By Adewole Kehinde.
“A champion is someone who gets up when he can’t.” Jack Dempsey
I read a so-called “investigation” by the Sunday Telegraph Newspaper titled “IGP Egbetokun’s tenure extension leaves 183 DIGs, AIGs, and CPs with uncertain futures—investigation” and laughed over the sponsored publication.
In the first instance, I83 senior police officers cannot be the Inspector General of Police, and even if IGP Kayode Egbetokun leaves today, only 1 person can become an IGP even after 2027.
The so-called “investigation” forgot the tradition that all the Deputy Inspectors General of Police must leave once the Inspector General of Police steps down as IGP.
As I have said on several occasions, the Inspector General of Police didn’t get a tenure extension but a clarification letter that his tenure of office, based on Section 7 subsection 6 of the Police Act 2020 (as amended), is sacrosanct.

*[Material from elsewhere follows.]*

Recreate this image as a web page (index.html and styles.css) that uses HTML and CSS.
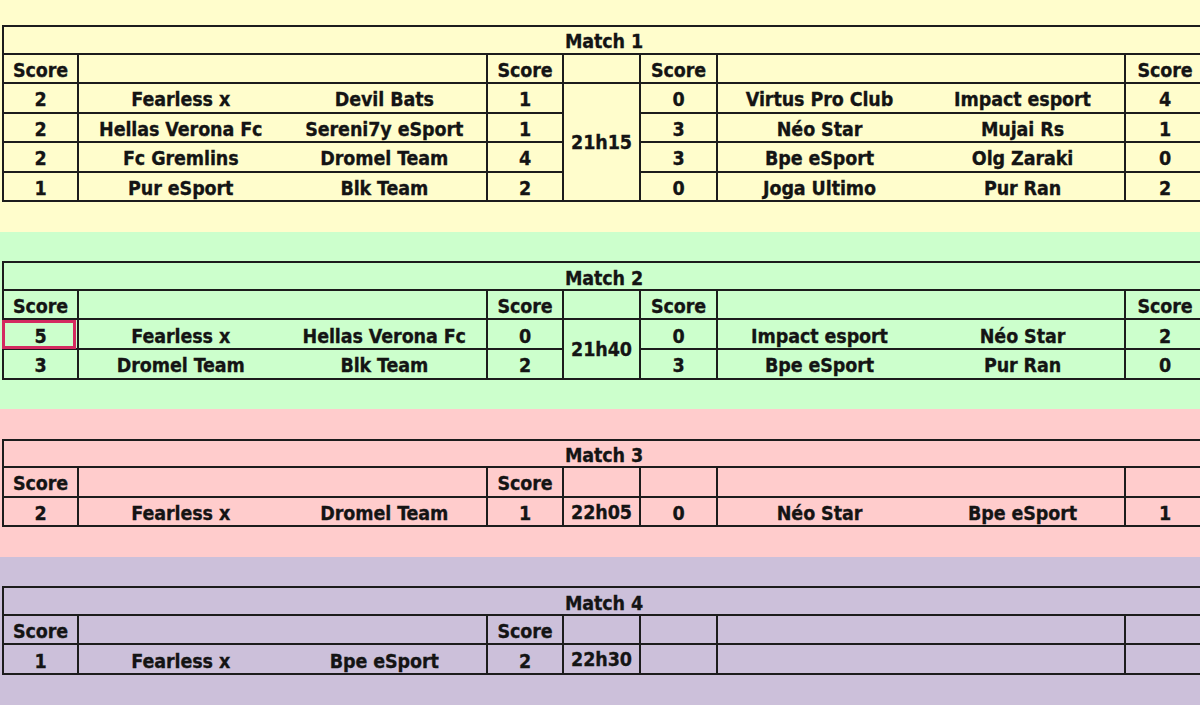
FILE: index.html
```html
<!DOCTYPE html>
<html lang="fr">
<head>
<meta charset="utf-8">
<title>Matchs</title>
<link rel="stylesheet" href="styles.css">
</head>
<body>
<section class="band yellow first">
  <div class="sheet">
    <div class="title">Match 1</div>
    <div class="c">Score</div><div class="c"></div><div class="c">Score</div><div class="c"></div><div class="c">Score</div><div class="c"></div><div class="c">Score</div>

    <div class="c">2</div><div class="c pair"><span>Fearless x</span><span>Devil Bats</span></div><div class="c">1</div><div class="c time span4">21h15</div><div class="c">0</div><div class="c pair"><span>Virtus Pro Club</span><span>Impact esport</span></div><div class="c">4</div>
    <div class="c">2</div><div class="c pair"><span>Hellas Verona Fc</span><span>Sereni7y eSport</span></div><div class="c">1</div><div class="c">3</div><div class="c pair"><span>Néo Star</span><span>Mujai Rs</span></div><div class="c">1</div>
    <div class="c">2</div><div class="c pair"><span>Fc Gremlins</span><span>Dromel Team</span></div><div class="c">4</div><div class="c">3</div><div class="c pair"><span>Bpe eSport</span><span>Olg Zaraki</span></div><div class="c">0</div>
    <div class="c">1</div><div class="c pair"><span>Pur eSport</span><span>Blk Team</span></div><div class="c">2</div><div class="c">0</div><div class="c pair"><span>Joga Ultimo</span><span>Pur Ran</span></div><div class="c">2</div>
  </div>
</section>

<section class="band green">
  <div class="sheet">
    <div class="title">Match 2</div>
    <div class="c">Score</div><div class="c"></div><div class="c">Score</div><div class="c"></div><div class="c">Score</div><div class="c"></div><div class="c">Score</div>

    <div class="c sel">5</div><div class="c pair"><span>Fearless x</span><span>Hellas Verona Fc</span></div><div class="c">0</div><div class="c time span2">21h40</div><div class="c">0</div><div class="c pair"><span>Impact esport</span><span>Néo Star</span></div><div class="c">2</div>
    <div class="c">3</div><div class="c pair"><span>Dromel Team</span><span>Blk Team</span></div><div class="c">2</div><div class="c">3</div><div class="c pair"><span>Bpe eSport</span><span>Pur Ran</span></div><div class="c">0</div>
  </div>
</section>

<section class="band pink">
  <div class="sheet">
    <div class="title">Match 3</div>
    <div class="c">Score</div><div class="c"></div><div class="c">Score</div><div class="c"></div><div class="c"></div><div class="c"></div><div class="c"></div>

    <div class="c">2</div><div class="c pair"><span>Fearless x</span><span>Dromel Team</span></div><div class="c">1</div><div class="c time">22h05</div><div class="c">0</div><div class="c pair"><span>Néo Star</span><span>Bpe eSport</span></div><div class="c">1</div>
  </div>
</section>

<section class="band purple">
  <div class="sheet">
    <div class="title">Match 4</div>
    <div class="c">Score</div><div class="c"></div><div class="c">Score</div><div class="c"></div><div class="c"></div><div class="c"></div><div class="c"></div>

    <div class="c">1</div><div class="c pair"><span>Fearless x</span><span>Bpe eSport</span></div><div class="c">2</div><div class="c time">22h30</div><div class="c"></div><div class="c"></div><div class="c"></div>
  </div>
</section>
</body>
</html>
```

FILE: styles.css
```css
:root {
  --r: 29.55px;
  --line: #1c1c1c;
}

html, body {
  margin: 0;
  padding: 0;
}

body {
  width: 1200px;
  height: 705px;
  overflow: hidden;
  font-family: "DejaVu Sans Condensed", "DejaVu Sans", sans-serif;
  font-stretch: condensed;
  font-weight: bold;
  font-size: 19.5px;
  letter-spacing: -0.1px;
  color: #141414;
  -webkit-text-stroke: 0.3px #141414;
}

.band {
  padding: var(--r) 0;
}

.band.first {
  padding-top: 25px;
}

.yellow { background: #fffdcc; }
.green  { background: #ccffcc; }
.pink   { background: #ffcccc; }
.purple { background: #ccc0da; }

.sheet {
  display: grid;
  grid-template-columns: 75px 409px 76px 77px 77px 408px 80px;
  grid-template-rows: calc(var(--r) - 2px);
  grid-auto-rows: var(--r);
  margin-left: 2px;
  width: max-content;
  border-top: 2px solid var(--line);
  border-left: 2px solid var(--line);
}

.title,
.c {
  display: flex;
  align-items: center;
  justify-content: center;
  box-sizing: border-box;
  padding-top: 4px;
  border-right: 2px solid var(--line);
  border-bottom: 2px solid var(--line);
  white-space: nowrap;
}

.title {
  grid-column: 1 / -1;
}

.pair {
  justify-content: stretch;
}

.pair span {
  flex: 1 1 0;
  text-align: center;
}

.time {
  padding-top: 1px;
}

.span4 { grid-row: span 4; }
.span2 { grid-row: span 2; }

.sel {
  position: relative;
}

.sel::after {
  content: "";
  position: absolute;
  left: -2px;
  top: 0;
  right: 1px;
  bottom: -1px;
  border: 3px solid #d42a60;
  pointer-events: none;
}
```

Also, the Force Public Relations Officer (FPRO), ACP Olumuyiwa Adejobi, had disclosed in a statement issued on September 6. that, ‘This letter, dated November 21, 2023, clearly stated that the President had approved a four-year tenure for the IGP following the provisions of Section 215(a) and Section 28(c) of the Third Schedule of the Constitution of the Federal Republic of Nigeria, 1999 (as amended).
The Telegraph Investigation that revealed “most of the eight (8) Deputy Inspectors General (DIGs), who currently constitute the Police Management Team (PMT), may bow out of service before 2027” is very wrong.

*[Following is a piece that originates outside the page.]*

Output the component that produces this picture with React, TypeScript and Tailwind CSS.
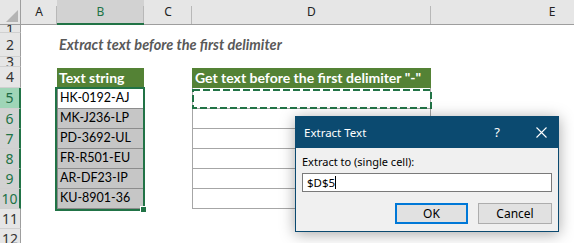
import React from 'react';

const cols = ['A', 'B', 'C', 'D', 'E'];
const rowNums = [1, 2, 3, 4, 5, 6, 7, 8, 9, 10, 11, 12];

const values: Record<number, string> = {
  5: 'HK-0192-AJ',
  6: 'MK-J236-LP',
  7: 'PD-3692-UL',
  8: 'FR-R501-EU',
  9: 'AR-DF23-IP',
  10: 'KU-8901-36',
};

const ColHeader = ({ label }: { label: string }) => {
  const selected = label === 'B';
  return (
    <div
      className={`relative flex items-center justify-center text-[12px] ${
        selected
          ? 'bg-[#d2d2d2] text-[#217346] border-b-2 border-[#217346]'
          : 'bg-[#e6e6e6] text-[#222] border-b border-[#9e9e9e]'
      }`}
    >
      {label}
      <div className="absolute right-0 top-[6px] bottom-0 w-px bg-[#b8b8b8]" />
    </div>
  );
};

const RowHeader = ({ n }: { n: number }) => {
  const active = n === 5;
  const sel = n >= 5 && n <= 10;
  return (
    <div
      className={`flex items-center justify-center overflow-hidden border-b border-[#d0d0d0] text-[14px] leading-none ${
        active
          ? 'bg-[#9fd5b7] text-[#1e6b45] border-r-2 border-r-[#217346]'
          : sel
          ? 'bg-[#d2d2d2] text-[#217346] border-r-2 border-r-[#217346]'
          : 'bg-[#e6e6e6] text-[#333] border-r border-r-[#9e9e9e]'
      }`}
    >
      {n}
    </div>
  );
};

function Row({ n }: { n: number }) {
  let b: React.ReactNode = <div />;
  let d: React.ReactNode = <div />;

  if (n === 2) {
    b = (
      <div className="flex items-center pl-[2px] whitespace-nowrap font-['Lato'] text-[14.5px] font-bold italic text-[#595959]">
        Extract text before the first delimiter
      </div>
    );
  }
  if (n === 4) {
    b = (
      <div className="flex items-center mt-[1px] pl-[2px] bg-[#548235] text-white font-['Lato'] font-bold text-[14px] leading-none whitespace-nowrap">
        Text string
      </div>
    );
    d = (
      <div className="flex items-center mt-[1px] pl-[3px] bg-[#548235] text-white font-['Lato'] font-bold text-[14px] leading-none whitespace-nowrap">
        Get text before the first delimiter "-"
      </div>
    );
  }
  if (values[n]) {
    b = (
      <div
        className={`flex items-center pl-[2px] border-b border-x border-[#8c8c8c] font-['Lato'] text-[12.5px] leading-none text-black whitespace-nowrap overflow-hidden ${
          n > 5 ? 'bg-[#c6c6c6]' : 'bg-white'
        }`}
      >
        {values[n]}
      </div>
    );
    d = <div className="border-b border-x border-[#a6a6a6] bg-white" />;
  }

  return (
    <>
      <RowHeader n={n} />
      <div />
      {b}
      <div />
      {d}
      <div />
    </>
  );
}

const Dialog = () => (
  <div className="absolute left-[295px] top-[116px] w-[264px] h-[116px] flex flex-col bg-[#f0f0f0] border border-[#0b4a70] shadow-[0_2px_14px_rgba(0,0,0,0.35)] font-['Noto_Sans'] text-[11px] text-black">
    <div className="h-[31px] flex items-center bg-[#0b4a70] text-white pl-[8px] pr-[10px]">
      <span className="text-[11.5px]">Extract Text</span>
      <span className="ml-auto text-[13px] w-[10px] text-center">?</span>
      <svg className="ml-[34px] mr-[1px]" width="11" height="11" viewBox="0 0 11 11">
        <path d="M0.5 0.5 L10.5 10.5 M10.5 0.5 L0.5 10.5" stroke="white" strokeWidth="1.1" />
      </svg>
    </div>
    <div className="flex flex-col px-[6px] pt-[6px]">
      <span className="leading-[16px]">Extract to (single cell):</span>
      <div className="mt-[3px] h-[19px] flex items-center bg-white border border-[#7a7a7a] pl-[4px] text-[11.5px]">
        <span>$D$5</span>
        <span className="w-px h-[13px] bg-black" />
      </div>
      <div className="mt-[11px] flex justify-end gap-[10px]">
        <button className="w-[73px] h-[21px] bg-[#e1e1e1] border-2 border-[#0078d7] text-[12px]">OK</button>
        <button className="w-[74px] h-[21px] bg-[#e1e1e1] border border-[#adadad] text-[12px]">Cancel</button>
      </div>
    </div>
  </div>
);

export default function App() {
  return (
    <div className="relative w-[574px] h-[243px] overflow-hidden bg-white font-['Noto_Sans']">
      <div className="grid w-[673px] grid-cols-[21px_36px_87px_48px_239px_242px] grid-rows-[25px_8px_24px_10px_21px_21px_20px_20px_20px_20px_20px_20px_20px]">
        <div className="relative overflow-hidden bg-[#e6e6e6] border-b border-r border-[#9e9e9e]">
          <svg className="absolute right-[2px] bottom-[2px]" width="12" height="12" viewBox="0 0 12 12">
            <polygon points="12,0 12,12 0,12" fill="#b4b4b4" />
          </svg>
        </div>
        {cols.map((c) => (
          <ColHeader key={c} label={c} />
        ))}
        {rowNums.map((n) => (
          <Row key={n} n={n} />
        ))}
      </div>

      {/* selection range B5:B10 */}
      <div className="absolute left-[55px] top-[87px] w-[90px] h-[124px] border-2 border-[#217346]" />
      <div className="absolute left-[140px] top-[206px] w-[7px] h-[7px] bg-[#217346] border border-white" />

      {/* copy marquee on D5 */}
      <svg className="absolute left-[192px] top-[89px]" width="240" height="20">
        <rect x="1" y="1" width="238" height="18" fill="none" stroke="#217346" strokeWidth="2" strokeDasharray="7 3" />
      </svg>

      <Dialog />
    </div>
  );
}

It is unfortunate that the Editor of the Telegraph Newspaper is ignorant and only published what he was paid to do because all the DIGs will retire at 60 years of age or 35 years in service as stipulated in the Constitution, unlike in the past when they will all go with the IGP on retirement, either they obtain the age of 60 years or 35 years in service.
I am happy that a Senior Advocate of Nigeria (SAN), Victor Okpara, while explaining that the position of the IGP is a different ballgame, posited that the law extending the tenure of the IGP has been passed by the National Assembly. He, therefore, insisted that officers below the rank of the IGP would not be part of the gesture because it only concerns the office of the IGP, who is an appointee of the president.
According to Okpara, “Since officers below the rank of the IGP will not benefit from that gesture, they have no choice but to go when they attain the retirement age of 60.“ The law extending the tenure of the IGP has been validly passed by the National Assembly. That becomes the law.
The Nigerian media and its sponsors of false news should know that the Inspector General of Police, Kayode Egbetokun, is busy implementing his vision for the Nigeria police, which is, “To have a professionally competent, service-driven, rule of law-compliant, and people-friendly police force that will support the agenda of the government for economic recovery and growth as well as the socio-integration and political development of Nigeria; a police force that is well-positioned to respond appropriately and adequately to the dynamics of crimes and criminality in our contemporary society.”.
I must commend IGP Egbetokun for this timely vision, and I call on the Federal Government to back the IGP’s vision for the police with adequate funding.